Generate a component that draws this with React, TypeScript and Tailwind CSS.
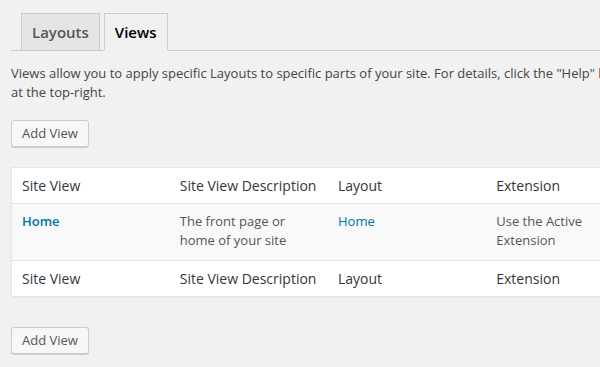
import React from "react";

const rows = [
  { view: "Home", description: "The front page or home of your site", layout: "Home", extension: "Use the Active Extension" },
];

function AddViewButton() {
  return (
    <button className="h-[27px] rounded-[3px] border border-[#cccccc] bg-[#f7f7f7] px-[10px] text-[13px] leading-[25px] text-[#555555] shadow-[0_1px_0_#cccccc]">
      Add View
    </button>
  );
}

function HeadRow() {
  return (
    <tr className="bg-white text-[14px] text-[#32373c]">
      <th className="w-[158px] px-[10px] py-[8px] text-left font-normal leading-[19px]">Site View</th>
      <th className="w-[158px] px-[10px] py-[8px] text-left font-normal leading-[19px]">Site View Description</th>
      <th className="w-[158px] px-[10px] py-[8px] text-left font-normal leading-[19px]">Layout</th>
      <th className="w-[158px] px-[10px] py-[8px] text-left font-normal leading-[19px]">Extension</th>
    </tr>
  );
}

export default function App() {
  return (
    <div
      className="h-[367px] w-[600px] overflow-hidden bg-[#f1f1f1] text-[#444444]"
      style={{ fontFamily: '"Open Sans", "Liberation Sans", sans-serif' }}
    >
      <div className="w-[680px] pl-[11px] pt-[13px]">
        <div className="flex gap-[4px] border-b border-[#cccccc] pl-[10px]">
          <div className="-mb-px border border-[#cccccc] bg-[#e5e5e5] px-[10px] py-[6px] text-[15px] font-semibold leading-[24px] text-[#555555]">
            Layouts
          </div>
          <div className="-mb-px border border-b-[#f1f1f1] border-[#cccccc] bg-[#f1f1f1] px-[10px] py-[6px] text-[15px] font-semibold leading-[24px] text-black">
            Views
          </div>
        </div>

        <p className="mt-[13px] w-[620px] text-[13px] leading-[19px]">
          Views allow you to apply specific Layouts to specific parts of your site. For details, click the "Help" link
          at the top-right.
        </p>

        <div className="mt-[18px]">
          <AddViewButton />
        </div>

        <table className="mt-[20px] w-[634px] table-fixed border-collapse border border-[#e5e5e5] shadow-[0_1px_1px_rgba(0,0,0,0.04)]">
          <thead className="border-b border-[#e1e1e1]">
            <HeadRow />
          </thead>
          <tbody>
            {rows.map((r) => (
              <tr key={r.view} className="bg-[#f9f9f9] align-top text-[13px] leading-[19px] text-[#555555]">
                <td className="px-[10px] pb-[10px] pt-[8px]">
                  <a className="font-semibold text-[#0073aa]">{r.view}</a>
                </td>
                <td className="px-[10px] pb-[10px] pt-[8px] pr-[30px]">{r.description}</td>
                <td className="px-[10px] pb-[10px] pt-[8px]">
                  <a className="text-[#0073aa]">{r.layout}</a>
                </td>
                <td className="px-[10px] pb-[10px] pt-[8px] pr-[40px]">{r.extension}</td>
              </tr>
            ))}
          </tbody>
          <tfoot className="border-t border-[#e1e1e1]">
            <HeadRow />
          </tfoot>
        </table>

        <div className="mt-[30px]">
          <AddViewButton />
        </div>
      </div>
    </div>
  );
}
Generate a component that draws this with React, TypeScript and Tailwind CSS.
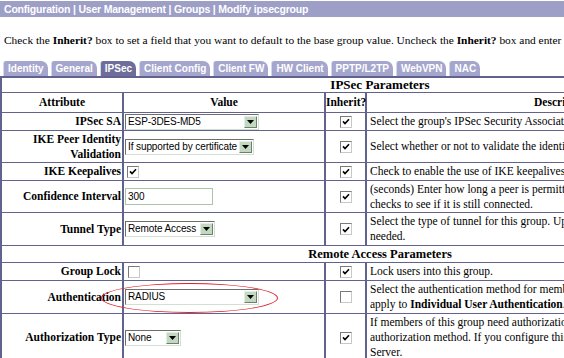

GOAL: Quote the records above exactly, leaving out any pictures.

EXPECTED ANSWER:
Generate a component that draws this with React, TypeScript and Tailwind CSS.
import React from "react";

const rows = [
  { view: "Home", description: "The front page or home of your site", layout: "Home", extension: "Use the Active Extension" },
];

function AddViewButton() {
  return (
    <button className="h-[27px] rounded-[3px] border border-[#cccccc] bg-[#f7f7f7] px-[10px] text-[13px] leading-[25px] text-[#555555] shadow-[0_1px_0_#cccccc]">
      Add View
    </button>
  );
}

function HeadRow() {
  return (
    <tr className="bg-white text-[14px] text-[#32373c]">
      <th className="w-[158px] px-[10px] py-[8px] text-left font-normal leading-[19px]">Site View</th>
      <th className="w-[158px] px-[10px] py-[8px] text-left font-normal leading-[19px]">Site View Description</th>
      <th className="w-[158px] px-[10px] py-[8px] text-left font-normal leading-[19px]">Layout</th>
      <th className="w-[158px] px-[10px] py-[8px] text-left font-normal leading-[19px]">Extension</th>
    </tr>
  );
}

export default function App() {
  return (
    <div
      className="h-[367px] w-[600px] overflow-hidden bg-[#f1f1f1] text-[#444444]"
      style={{ fontFamily: '"Open Sans", "Liberation Sans", sans-serif' }}
    >
      <div className="w-[680px] pl-[11px] pt-[13px]">
        <div className="flex gap-[4px] border-b border-[#cccccc] pl-[10px]">
          <div className="-mb-px border border-[#cccccc] bg-[#e5e5e5] px-[10px] py-[6px] text-[15px] font-semibold leading-[24px] text-[#555555]">
            Layouts
          </div>
          <div className="-mb-px border border-b-[#f1f1f1] border-[#cccccc] bg-[#f1f1f1] px-[10px] py-[6px] text-[15px] font-semibold leading-[24px] text-black">
            Views
          </div>
        </div>

        <p className="mt-[13px] w-[620px] text-[13px] leading-[19px]">
          Views allow you to apply specific Layouts to specific parts of your site. For details, click the "Help" link
          at the top-right.
        </p>

        <div className="mt-[18px]">
          <AddViewButton />
        </div>

        <table className="mt-[20px] w-[634px] table-fixed border-collapse border border-[#e5e5e5] shadow-[0_1px_1px_rgba(0,0,0,0.04)]">
          <thead className="border-b border-[#e1e1e1]">
            <HeadRow />
          </thead>
          <tbody>
            {rows.map((r) => (
              <tr key={r.view} className="bg-[#f9f9f9] align-top text-[13px] leading-[19px] text-[#555555]">
                <td className="px-[10px] pb-[10px] pt-[8px]">
                  <a className="font-semibold text-[#0073aa]">{r.view}</a>
                </td>
                <td className="px-[10px] pb-[10px] pt-[8px] pr-[30px]">{r.description}</td>
                <td className="px-[10px] pb-[10px] pt-[8px]">
                  <a className="text-[#0073aa]">{r.layout}</a>
                </td>
                <td className="px-[10px] pb-[10px] pt-[8px] pr-[40px]">{r.extension}</td>
              </tr>
            ))}
          </tbody>
          <tfoot className="border-t border-[#e1e1e1]">
            <HeadRow />
          </tfoot>
        </table>

        <div className="mt-[30px]">
          <AddViewButton />
        </div>
      </div>
    </div>
  );
}
Generate a component that draws this with React, TypeScript and Tailwind CSS.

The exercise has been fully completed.